All of this is why Apple Maps' actions sent my Egyptian-Arab conspiracy-theory mind into overdrive.

This is not without historical precedent.

In 1956, when Israel first invaded Sinai, it began renaming occupied areas with Hebrew names within days. Ben-Gurion ordered this done swiftly — though that bet ultimately failed, as Israel was forced to withdraw. The erasure of place names is not incidental; it is a deliberate first step in the playbook of occupation and annexation.

We are also living in an era when the Gulf of Mexico became the Gulf of America on Google Maps — simply because Donald Trump willed it so.

If a sitting president can redraw the nomenclature of a centuries-old body of water on the world's most used mapping platform overnight, the idea that Apple Maps might quietly erase Lebanese village names in an occupied zone is not a conspiracy theory.

It is a question that deserves a straight answer.

FYI, more than 2,000 Lebanese people have been killed by Israel since last March, and over 300 were killed in the span of just ten minutes on Wednesday.

Since March 2, 2026, more than 2,000 Lebanese — militants and civilians combined — have been killed by Israeli strikes, with over 6,400 wounded.

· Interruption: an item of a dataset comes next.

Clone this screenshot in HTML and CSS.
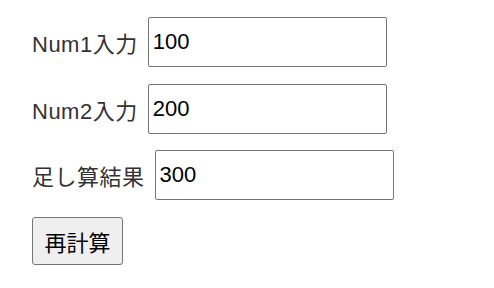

On April 8 alone, Israel launched around 100 airstrikes targeting over 100 sites within minutes, killing at least 357 people in what Lebanon declared "Black Wednesday."

As for displacement, the numbers are staggering: more than 820,000 people were registered as displaced within the first week of fighting alone, quickly surpassing 1 million by April — roughly one fifth of Lebanon's entire population, most of them fleeing southern border villages and the Bekaa region.